Au cours de la période litigieuse de 2009 à 2014, comme, depuis l’institution en 1973 de la commission paritaire n° 140, dans l’État fédéral puis dans les entités fédérées, la réglementation en matière de transport rémunéré de personnes, c’est-à-dire les articles 2, 1°, spécialement c), et 2°, de l’ordonnance de la Région de Bruxelles-capitale du 27 avril 1995 relative aux services de taxis et aux services de location de voitures avec chauffeur, 2, 4°, spécialement c), et 5°, du décret flamand du 20 avril 2001 relatif à l’organisation du transport de personnes par la route et à la création du Conseil de mobilité de la Flandre, et 1er, 1°, 2° et 3°, du décret wallon du 18 octobre 2007 relatif aux services de taxis et aux services de location de voitures avec chauffeur, distingue les activités de taxis de celles de taxis collectifs et de celles de location de voitures avec chauffeur, ces dernières étant tous services de transport rémunéré de personnes par certains véhicules automobiles, qui ne sont pas des services de taxis.
Il s’ensuit que les entreprises de taxis seules soumises à la convention collective de travail du 22 septembre 2008 sont celles qui présentent les caractéristiques essentielles des entreprises de taxis visées par cette réglementation.
D’ailleurs, l’arrêté royal du 29 octobre 2013 précité s’applique, en vertu de son article 1er, aux entreprises titulaires d'une licence d'exploitation d'un service de taxis, d'un service de taxis collectifs ou d'un service de location de voitures avec chauffeur, délivrée en exécution de cette réglementation par l'autorité compétente sous couvert de laquelle le transport est effectué.

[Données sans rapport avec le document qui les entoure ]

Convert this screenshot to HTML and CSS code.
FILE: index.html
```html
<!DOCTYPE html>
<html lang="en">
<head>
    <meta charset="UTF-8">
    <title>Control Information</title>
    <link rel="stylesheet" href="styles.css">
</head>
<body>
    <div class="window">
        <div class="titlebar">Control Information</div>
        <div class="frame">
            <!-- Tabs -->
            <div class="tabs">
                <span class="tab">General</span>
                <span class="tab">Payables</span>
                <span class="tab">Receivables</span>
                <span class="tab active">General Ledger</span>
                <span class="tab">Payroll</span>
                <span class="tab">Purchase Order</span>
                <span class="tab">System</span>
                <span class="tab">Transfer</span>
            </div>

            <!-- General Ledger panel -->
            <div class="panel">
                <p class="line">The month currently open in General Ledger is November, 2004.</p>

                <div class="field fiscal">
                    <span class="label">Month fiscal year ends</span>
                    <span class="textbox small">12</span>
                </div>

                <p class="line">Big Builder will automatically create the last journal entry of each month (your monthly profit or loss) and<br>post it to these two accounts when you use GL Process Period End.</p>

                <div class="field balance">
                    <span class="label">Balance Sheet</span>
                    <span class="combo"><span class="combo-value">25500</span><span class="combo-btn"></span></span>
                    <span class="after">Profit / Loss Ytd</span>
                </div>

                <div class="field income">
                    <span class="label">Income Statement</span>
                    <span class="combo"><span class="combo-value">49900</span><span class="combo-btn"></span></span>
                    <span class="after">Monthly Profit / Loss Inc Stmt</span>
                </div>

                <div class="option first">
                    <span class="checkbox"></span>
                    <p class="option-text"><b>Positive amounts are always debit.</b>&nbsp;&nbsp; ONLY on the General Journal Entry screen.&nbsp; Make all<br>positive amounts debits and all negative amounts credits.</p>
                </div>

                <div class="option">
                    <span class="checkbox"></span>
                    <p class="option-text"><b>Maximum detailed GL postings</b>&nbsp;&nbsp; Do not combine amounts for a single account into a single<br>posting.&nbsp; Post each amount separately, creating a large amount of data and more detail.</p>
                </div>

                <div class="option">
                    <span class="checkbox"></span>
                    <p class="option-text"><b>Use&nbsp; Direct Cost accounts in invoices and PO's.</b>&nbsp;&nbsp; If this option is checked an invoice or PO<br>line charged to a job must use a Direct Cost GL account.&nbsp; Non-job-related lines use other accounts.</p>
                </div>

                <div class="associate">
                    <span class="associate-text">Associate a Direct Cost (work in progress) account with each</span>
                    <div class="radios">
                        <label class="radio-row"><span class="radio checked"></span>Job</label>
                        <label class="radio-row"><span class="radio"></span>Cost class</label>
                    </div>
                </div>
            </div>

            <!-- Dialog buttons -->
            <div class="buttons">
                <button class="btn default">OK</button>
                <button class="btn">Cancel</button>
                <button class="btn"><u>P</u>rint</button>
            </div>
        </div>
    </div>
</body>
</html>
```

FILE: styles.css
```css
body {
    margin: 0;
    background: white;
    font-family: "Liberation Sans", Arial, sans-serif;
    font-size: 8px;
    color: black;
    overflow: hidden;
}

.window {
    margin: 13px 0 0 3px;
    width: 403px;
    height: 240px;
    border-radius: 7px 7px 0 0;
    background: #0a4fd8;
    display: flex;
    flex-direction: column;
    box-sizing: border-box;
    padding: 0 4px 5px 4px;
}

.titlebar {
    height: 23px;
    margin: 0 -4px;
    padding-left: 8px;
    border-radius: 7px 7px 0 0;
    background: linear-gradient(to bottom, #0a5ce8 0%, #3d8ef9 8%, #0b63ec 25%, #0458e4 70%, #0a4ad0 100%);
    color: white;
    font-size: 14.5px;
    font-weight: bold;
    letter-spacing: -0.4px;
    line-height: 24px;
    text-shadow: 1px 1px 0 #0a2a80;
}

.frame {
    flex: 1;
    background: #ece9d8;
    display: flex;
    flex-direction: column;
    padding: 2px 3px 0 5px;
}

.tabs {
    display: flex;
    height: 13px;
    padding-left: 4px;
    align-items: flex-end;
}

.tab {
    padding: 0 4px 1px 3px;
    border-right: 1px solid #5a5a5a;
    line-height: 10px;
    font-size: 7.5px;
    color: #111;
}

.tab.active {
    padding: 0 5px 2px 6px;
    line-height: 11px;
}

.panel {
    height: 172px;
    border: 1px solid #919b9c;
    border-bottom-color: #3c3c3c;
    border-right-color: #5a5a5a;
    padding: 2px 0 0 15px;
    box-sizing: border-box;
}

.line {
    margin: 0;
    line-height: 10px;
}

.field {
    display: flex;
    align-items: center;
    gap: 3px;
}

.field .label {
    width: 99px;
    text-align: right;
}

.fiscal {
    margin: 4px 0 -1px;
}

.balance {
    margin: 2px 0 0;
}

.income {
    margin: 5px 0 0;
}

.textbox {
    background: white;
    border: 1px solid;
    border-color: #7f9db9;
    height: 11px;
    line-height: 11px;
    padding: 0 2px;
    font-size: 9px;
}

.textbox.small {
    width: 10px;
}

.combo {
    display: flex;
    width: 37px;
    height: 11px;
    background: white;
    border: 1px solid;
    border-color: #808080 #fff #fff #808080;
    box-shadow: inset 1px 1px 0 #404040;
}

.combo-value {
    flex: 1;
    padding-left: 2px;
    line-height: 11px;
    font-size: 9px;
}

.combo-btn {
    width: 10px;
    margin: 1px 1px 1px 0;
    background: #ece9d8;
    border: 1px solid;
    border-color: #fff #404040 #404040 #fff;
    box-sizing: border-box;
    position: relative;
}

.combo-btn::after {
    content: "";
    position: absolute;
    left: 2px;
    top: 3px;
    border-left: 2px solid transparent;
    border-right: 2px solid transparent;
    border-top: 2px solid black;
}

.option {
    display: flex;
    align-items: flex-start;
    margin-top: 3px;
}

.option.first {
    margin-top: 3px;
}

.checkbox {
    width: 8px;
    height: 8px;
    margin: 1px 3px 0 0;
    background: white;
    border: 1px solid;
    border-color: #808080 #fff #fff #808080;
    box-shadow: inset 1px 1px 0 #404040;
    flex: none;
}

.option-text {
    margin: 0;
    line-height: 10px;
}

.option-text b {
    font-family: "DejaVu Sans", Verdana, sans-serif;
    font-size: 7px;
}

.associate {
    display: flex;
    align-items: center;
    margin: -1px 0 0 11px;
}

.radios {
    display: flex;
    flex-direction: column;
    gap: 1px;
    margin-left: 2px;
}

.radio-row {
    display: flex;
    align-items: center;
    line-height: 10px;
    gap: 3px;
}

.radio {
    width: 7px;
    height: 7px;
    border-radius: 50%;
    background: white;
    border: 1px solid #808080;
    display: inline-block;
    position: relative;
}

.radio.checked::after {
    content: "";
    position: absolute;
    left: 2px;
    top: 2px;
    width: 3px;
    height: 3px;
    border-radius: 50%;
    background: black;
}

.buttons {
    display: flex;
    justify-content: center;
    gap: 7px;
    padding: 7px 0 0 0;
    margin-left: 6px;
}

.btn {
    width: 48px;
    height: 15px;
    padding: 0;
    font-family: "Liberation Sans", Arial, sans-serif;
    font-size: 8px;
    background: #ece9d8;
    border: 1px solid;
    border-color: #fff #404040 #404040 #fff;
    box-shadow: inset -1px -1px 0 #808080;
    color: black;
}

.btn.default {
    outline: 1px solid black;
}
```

Au cours de la période litigieuse de 2009 à 2014, comme depuis l’institution en 1973 de la commission paritaire n° 140, la réglementation en matière de transport rémunéré de personnes, c’est-à-dire les articles 2, 1°, a), b) et c), et 17, § 1er, alinéa 1er, 8°, de l’ordonnance bruxelloise, 2, 4°, a), b), et c), et 42, §§ 1er, 8°, et 3, du décret flamand et 1er, 1°, 19, § 1er, 9°, et 35 du décret wallon, prévoit, comme élément de la définition ou comme obligation des entreprises de taxis, qu’elles assurent le transport rémunéré de personnes par véhicule automobile d’une capacité maximum de neuf personnes, chauffeur compris, que les véhicules sont mis à la disposition du public soit à un point de stationnement déterminé sur la voie publique soit en tout autre endroit non ouvert à la circulation publique, que les véhicules sont équipés d’un taximètre et que la mise à disposition porte sur le véhicule et non sur chacune des places.

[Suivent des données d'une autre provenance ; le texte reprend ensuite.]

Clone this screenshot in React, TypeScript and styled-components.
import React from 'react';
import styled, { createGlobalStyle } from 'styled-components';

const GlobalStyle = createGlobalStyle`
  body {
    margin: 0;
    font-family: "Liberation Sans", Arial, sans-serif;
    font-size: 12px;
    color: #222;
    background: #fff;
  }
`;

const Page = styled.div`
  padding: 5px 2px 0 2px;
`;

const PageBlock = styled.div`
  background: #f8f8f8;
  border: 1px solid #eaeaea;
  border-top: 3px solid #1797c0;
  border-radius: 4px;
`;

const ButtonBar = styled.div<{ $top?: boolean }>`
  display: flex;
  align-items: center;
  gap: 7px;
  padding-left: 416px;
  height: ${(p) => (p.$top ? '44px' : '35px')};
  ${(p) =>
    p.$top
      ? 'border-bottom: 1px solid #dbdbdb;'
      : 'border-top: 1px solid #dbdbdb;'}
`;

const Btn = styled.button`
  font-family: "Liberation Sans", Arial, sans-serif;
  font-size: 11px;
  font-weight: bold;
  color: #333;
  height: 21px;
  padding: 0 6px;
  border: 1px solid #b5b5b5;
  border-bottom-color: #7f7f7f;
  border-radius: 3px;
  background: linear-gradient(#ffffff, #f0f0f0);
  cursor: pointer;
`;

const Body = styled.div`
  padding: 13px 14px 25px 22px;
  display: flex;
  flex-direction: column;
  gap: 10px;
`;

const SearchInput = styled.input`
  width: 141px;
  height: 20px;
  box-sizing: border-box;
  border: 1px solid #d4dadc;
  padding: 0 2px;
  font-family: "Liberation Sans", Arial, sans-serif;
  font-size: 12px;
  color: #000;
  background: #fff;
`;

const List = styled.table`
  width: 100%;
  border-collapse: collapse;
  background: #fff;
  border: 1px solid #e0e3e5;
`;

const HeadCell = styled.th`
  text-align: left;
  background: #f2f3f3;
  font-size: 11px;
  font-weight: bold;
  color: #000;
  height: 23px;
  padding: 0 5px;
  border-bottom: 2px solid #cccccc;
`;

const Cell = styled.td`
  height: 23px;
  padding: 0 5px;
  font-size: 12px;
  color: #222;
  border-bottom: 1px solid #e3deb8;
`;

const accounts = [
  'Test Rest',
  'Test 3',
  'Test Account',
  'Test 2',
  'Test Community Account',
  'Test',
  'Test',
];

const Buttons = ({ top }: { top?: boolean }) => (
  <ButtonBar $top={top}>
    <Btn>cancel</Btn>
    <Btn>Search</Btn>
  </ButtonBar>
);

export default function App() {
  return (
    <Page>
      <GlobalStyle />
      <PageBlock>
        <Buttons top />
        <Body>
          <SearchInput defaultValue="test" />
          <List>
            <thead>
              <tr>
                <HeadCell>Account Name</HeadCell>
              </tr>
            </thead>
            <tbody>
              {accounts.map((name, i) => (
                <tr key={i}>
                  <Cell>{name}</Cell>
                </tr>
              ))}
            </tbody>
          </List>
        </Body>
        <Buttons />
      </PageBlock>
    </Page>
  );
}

L’arrêt énonce que l’inspection du travail a dressé le 2 juin 2014 un procès-verbal à la charge de la défenderesse, société constituée le 30 mars 2009, pour ne pas avoir rémunéré ses chauffeurs sur la base d’un pourcentage de la recette brute conformément à l’article 3 de la convention collective de travail du 22 septembre 2008.
Il constate que la défenderesse exploite « un service de navettes vers un aéroport, une gare ou un port » et une « activité secondaire de location de voitures avec chauffeur pour des événements particuliers », au moyen de véhicules de maximum neuf places, chauffeur compris, que la navette est réservée au préalable, que le « trajet [est] déterminé à l’avance », que, « dans la plupart des cas, […] le chauffeur fait deux ou trois arrêts pour embarquer d’autres voyageurs avant d’atteindre la destination commune », que le prix des courses, « convenu à l’avance et […] forfaitaire, ne dépend pas du nombre de kilomètres réellement parcourus ou du temps mis pour réaliser ce trajet », que les véhicules ne sont pas équipés d’un taximètre, qui serait inutile, et que, « dans la plupart des cas, les clients [réservent] une ou plusieurs places d’un véhicule ».
Par ces constatations, l’arrêt justifie légalement sa décision que, du 30 mars 2009 au 2 juin 2014, la défenderesse n’était pas soumise à la convention collective de travail du 22 septembre 2008.
Le moyen ne peut être accueilli.
Par ces motifs,
La Cour
Rejette le pourvoi ;
Condamne le demandeur aux dépens.
Les dépens taxés à la somme de six cent nonante-deux euros soixante-six centimes envers la partie demanderesse, y compris la somme de vingt euros au profit du fonds budgétaire relatif à l’aide juridique de deuxième ligne.
Ainsi jugé par la Cour de cassation, troisième chambre, à Bruxelles, où siégeaient le président de section Christian Storck, président, les présidents de section Koen Mestdagh et Mireille Delange, les conseillers Eric de Formanoir et Bruno Lietaert, et prononcé en audience publique du onze décembre deux mille vingt-trois par le président de section Christian Storck, en présence de l’avocat général Hugo Mormont, avec l’assistance du greffier Lutgarde Body.